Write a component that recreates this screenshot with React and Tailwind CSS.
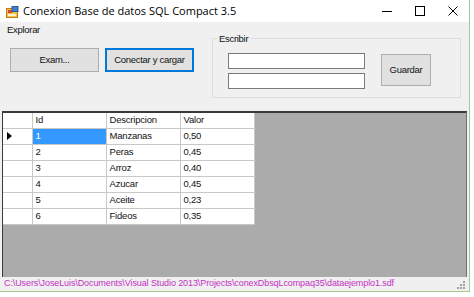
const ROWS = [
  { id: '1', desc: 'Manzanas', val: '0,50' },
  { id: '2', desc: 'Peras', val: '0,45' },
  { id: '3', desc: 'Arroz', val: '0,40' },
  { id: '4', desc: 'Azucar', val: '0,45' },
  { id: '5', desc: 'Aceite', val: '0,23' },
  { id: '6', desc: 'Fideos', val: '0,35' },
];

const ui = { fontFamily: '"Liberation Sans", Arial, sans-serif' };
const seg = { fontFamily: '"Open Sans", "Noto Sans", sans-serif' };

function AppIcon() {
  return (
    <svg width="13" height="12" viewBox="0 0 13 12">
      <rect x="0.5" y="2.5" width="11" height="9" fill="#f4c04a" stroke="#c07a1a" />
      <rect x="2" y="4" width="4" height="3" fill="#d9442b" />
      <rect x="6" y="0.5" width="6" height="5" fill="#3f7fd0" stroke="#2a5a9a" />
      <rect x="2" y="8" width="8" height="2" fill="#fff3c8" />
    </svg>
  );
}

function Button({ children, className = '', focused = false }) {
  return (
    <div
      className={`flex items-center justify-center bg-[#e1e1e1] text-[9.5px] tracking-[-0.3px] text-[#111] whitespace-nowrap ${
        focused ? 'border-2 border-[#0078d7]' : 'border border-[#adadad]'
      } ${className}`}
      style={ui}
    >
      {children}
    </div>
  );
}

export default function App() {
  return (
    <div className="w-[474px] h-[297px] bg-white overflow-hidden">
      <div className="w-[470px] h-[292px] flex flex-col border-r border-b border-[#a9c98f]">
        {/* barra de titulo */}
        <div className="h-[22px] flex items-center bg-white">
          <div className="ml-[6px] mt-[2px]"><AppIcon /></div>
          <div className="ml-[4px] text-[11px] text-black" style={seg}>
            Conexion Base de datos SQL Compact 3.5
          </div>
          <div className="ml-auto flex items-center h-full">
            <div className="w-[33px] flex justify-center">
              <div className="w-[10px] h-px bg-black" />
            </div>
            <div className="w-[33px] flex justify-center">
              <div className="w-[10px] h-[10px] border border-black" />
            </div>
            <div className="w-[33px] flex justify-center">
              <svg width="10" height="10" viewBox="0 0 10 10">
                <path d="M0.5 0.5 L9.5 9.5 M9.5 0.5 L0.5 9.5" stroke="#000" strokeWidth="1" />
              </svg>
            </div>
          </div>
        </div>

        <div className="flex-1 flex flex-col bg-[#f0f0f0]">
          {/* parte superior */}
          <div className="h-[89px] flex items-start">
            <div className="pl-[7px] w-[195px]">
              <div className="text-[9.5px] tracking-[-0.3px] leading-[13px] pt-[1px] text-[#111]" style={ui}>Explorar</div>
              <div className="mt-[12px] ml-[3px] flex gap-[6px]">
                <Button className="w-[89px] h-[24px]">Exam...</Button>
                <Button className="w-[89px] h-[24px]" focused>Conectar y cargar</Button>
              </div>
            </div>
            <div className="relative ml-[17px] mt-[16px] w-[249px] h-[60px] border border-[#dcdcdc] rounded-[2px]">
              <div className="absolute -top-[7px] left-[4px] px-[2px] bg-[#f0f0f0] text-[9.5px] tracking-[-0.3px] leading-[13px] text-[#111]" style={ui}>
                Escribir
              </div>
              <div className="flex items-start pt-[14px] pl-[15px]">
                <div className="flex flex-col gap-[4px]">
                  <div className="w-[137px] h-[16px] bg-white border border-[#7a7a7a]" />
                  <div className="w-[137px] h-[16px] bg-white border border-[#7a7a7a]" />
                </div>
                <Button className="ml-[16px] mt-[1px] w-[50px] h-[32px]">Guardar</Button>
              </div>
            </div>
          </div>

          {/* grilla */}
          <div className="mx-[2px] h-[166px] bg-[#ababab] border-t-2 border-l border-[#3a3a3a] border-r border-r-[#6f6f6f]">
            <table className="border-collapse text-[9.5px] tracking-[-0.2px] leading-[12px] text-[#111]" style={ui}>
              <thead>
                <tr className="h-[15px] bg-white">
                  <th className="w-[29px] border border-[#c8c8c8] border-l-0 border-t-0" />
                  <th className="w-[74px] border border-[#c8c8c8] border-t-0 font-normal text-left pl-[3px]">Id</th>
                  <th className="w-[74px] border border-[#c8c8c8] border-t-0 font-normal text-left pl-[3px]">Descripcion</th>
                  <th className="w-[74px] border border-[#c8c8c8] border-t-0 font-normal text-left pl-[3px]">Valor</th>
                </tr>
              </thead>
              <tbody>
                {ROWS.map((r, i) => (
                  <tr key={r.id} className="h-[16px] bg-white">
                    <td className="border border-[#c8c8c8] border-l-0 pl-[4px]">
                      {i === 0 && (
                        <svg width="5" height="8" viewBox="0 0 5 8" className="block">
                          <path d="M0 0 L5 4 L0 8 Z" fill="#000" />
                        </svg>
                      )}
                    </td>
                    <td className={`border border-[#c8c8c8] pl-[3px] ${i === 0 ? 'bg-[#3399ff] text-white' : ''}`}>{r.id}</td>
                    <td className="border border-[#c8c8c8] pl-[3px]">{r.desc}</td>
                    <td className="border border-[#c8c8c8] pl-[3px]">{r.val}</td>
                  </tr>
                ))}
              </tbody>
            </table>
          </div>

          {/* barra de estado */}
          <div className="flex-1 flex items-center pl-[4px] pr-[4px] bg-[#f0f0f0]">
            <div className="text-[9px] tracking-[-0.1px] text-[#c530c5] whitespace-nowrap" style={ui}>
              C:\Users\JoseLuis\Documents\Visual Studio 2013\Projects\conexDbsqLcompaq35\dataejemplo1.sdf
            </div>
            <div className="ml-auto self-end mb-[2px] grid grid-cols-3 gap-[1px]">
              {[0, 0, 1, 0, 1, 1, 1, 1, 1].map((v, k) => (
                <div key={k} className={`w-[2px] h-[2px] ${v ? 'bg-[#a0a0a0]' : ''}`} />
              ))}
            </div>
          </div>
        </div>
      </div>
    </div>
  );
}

------------------------

OBJECTIVE: Without the pictures, copy the material exactly as given.

THE REPLY:
Write a component that recreates this screenshot with React and Tailwind CSS.
const ROWS = [
  { id: '1', desc: 'Manzanas', val: '0,50' },
  { id: '2', desc: 'Peras', val: '0,45' },
  { id: '3', desc: 'Arroz', val: '0,40' },
  { id: '4', desc: 'Azucar', val: '0,45' },
  { id: '5', desc: 'Aceite', val: '0,23' },
  { id: '6', desc: 'Fideos', val: '0,35' },
];

const ui = { fontFamily: '"Liberation Sans", Arial, sans-serif' };
const seg = { fontFamily: '"Open Sans", "Noto Sans", sans-serif' };

function AppIcon() {
  return (
    <svg width="13" height="12" viewBox="0 0 13 12">
      <rect x="0.5" y="2.5" width="11" height="9" fill="#f4c04a" stroke="#c07a1a" />
      <rect x="2" y="4" width="4" height="3" fill="#d9442b" />
      <rect x="6" y="0.5" width="6" height="5" fill="#3f7fd0" stroke="#2a5a9a" />
      <rect x="2" y="8" width="8" height="2" fill="#fff3c8" />
    </svg>
  );
}

function Button({ children, className = '', focused = false }) {
  return (
    <div
      className={`flex items-center justify-center bg-[#e1e1e1] text-[9.5px] tracking-[-0.3px] text-[#111] whitespace-nowrap ${
        focused ? 'border-2 border-[#0078d7]' : 'border border-[#adadad]'
      } ${className}`}
      style={ui}
    >
      {children}
    </div>
  );
}

export default function App() {
  return (
    <div className="w-[474px] h-[297px] bg-white overflow-hidden">
      <div className="w-[470px] h-[292px] flex flex-col border-r border-b border-[#a9c98f]">
        {/* barra de titulo */}
        <div className="h-[22px] flex items-center bg-white">
          <div className="ml-[6px] mt-[2px]"><AppIcon /></div>
          <div className="ml-[4px] text-[11px] text-black" style={seg}>
            Conexion Base de datos SQL Compact 3.5
          </div>
          <div className="ml-auto flex items-center h-full">
            <div className="w-[33px] flex justify-center">
              <div className="w-[10px] h-px bg-black" />
            </div>
            <div className="w-[33px] flex justify-center">
              <div className="w-[10px] h-[10px] border border-black" />
            </div>
            <div className="w-[33px] flex justify-center">
              <svg width="10" height="10" viewBox="0 0 10 10">
                <path d="M0.5 0.5 L9.5 9.5 M9.5 0.5 L0.5 9.5" stroke="#000" strokeWidth="1" />
              </svg>
            </div>
          </div>
        </div>

        <div className="flex-1 flex flex-col bg-[#f0f0f0]">
          {/* parte superior */}
          <div className="h-[89px] flex items-start">
            <div className="pl-[7px] w-[195px]">
              <div className="text-[9.5px] tracking-[-0.3px] leading-[13px] pt-[1px] text-[#111]" style={ui}>Explorar</div>
              <div className="mt-[12px] ml-[3px] flex gap-[6px]">
                <Button className="w-[89px] h-[24px]">Exam...</Button>
                <Button className="w-[89px] h-[24px]" focused>Conectar y cargar</Button>
              </div>
            </div>
            <div className="relative ml-[17px] mt-[16px] w-[249px] h-[60px] border border-[#dcdcdc] rounded-[2px]">
              <div className="absolute -top-[7px] left-[4px] px-[2px] bg-[#f0f0f0] text-[9.5px] tracking-[-0.3px] leading-[13px] text-[#111]" style={ui}>
                Escribir
              </div>
              <div className="flex items-start pt-[14px] pl-[15px]">
                <div className="flex flex-col gap-[4px]">
                  <div className="w-[137px] h-[16px] bg-white border border-[#7a7a7a]" />
                  <div className="w-[137px] h-[16px] bg-white border border-[#7a7a7a]" />
                </div>
                <Button className="ml-[16px] mt-[1px] w-[50px] h-[32px]">Guardar</Button>
              </div>
            </div>
          </div>

          {/* grilla */}
          <div className="mx-[2px] h-[166px] bg-[#ababab] border-t-2 border-l border-[#3a3a3a] border-r border-r-[#6f6f6f]">
            <table className="border-collapse text-[9.5px] tracking-[-0.2px] leading-[12px] text-[#111]" style={ui}>
              <thead>
                <tr className="h-[15px] bg-white">
                  <th className="w-[29px] border border-[#c8c8c8] border-l-0 border-t-0" />
                  <th className="w-[74px] border border-[#c8c8c8] border-t-0 font-normal text-left pl-[3px]">Id</th>
                  <th className="w-[74px] border border-[#c8c8c8] border-t-0 font-normal text-left pl-[3px]">Descripcion</th>
                  <th className="w-[74px] border border-[#c8c8c8] border-t-0 font-normal text-left pl-[3px]">Valor</th>
                </tr>
              </thead>
              <tbody>
                {ROWS.map((r, i) => (
                  <tr key={r.id} className="h-[16px] bg-white">
                    <td className="border border-[#c8c8c8] border-l-0 pl-[4px]">
                      {i === 0 && (
                        <svg width="5" height="8" viewBox="0 0 5 8" className="block">
                          <path d="M0 0 L5 4 L0 8 Z" fill="#000" />
                        </svg>
                      )}
                    </td>
                    <td className={`border border-[#c8c8c8] pl-[3px] ${i === 0 ? 'bg-[#3399ff] text-white' : ''}`}>{r.id}</td>
                    <td className="border border-[#c8c8c8] pl-[3px]">{r.desc}</td>
                    <td className="border border-[#c8c8c8] pl-[3px]">{r.val}</td>
                  </tr>
                ))}
              </tbody>
            </table>
          </div>

          {/* barra de estado */}
          <div className="flex-1 flex items-center pl-[4px] pr-[4px] bg-[#f0f0f0]">
            <div className="text-[9px] tracking-[-0.1px] text-[#c530c5] whitespace-nowrap" style={ui}>
              C:\Users\JoseLuis\Documents\Visual Studio 2013\Projects\conexDbsqLcompaq35\dataejemplo1.sdf
            </div>
            <div className="ml-auto self-end mb-[2px] grid grid-cols-3 gap-[1px]">
              {[0, 0, 1, 0, 1, 1, 1, 1, 1].map((v, k) => (
                <div key={k} className={`w-[2px] h-[2px] ${v ? 'bg-[#a0a0a0]' : ''}`} />
              ))}
            </div>
          </div>
        </div>
      </div>
    </div>
  );
}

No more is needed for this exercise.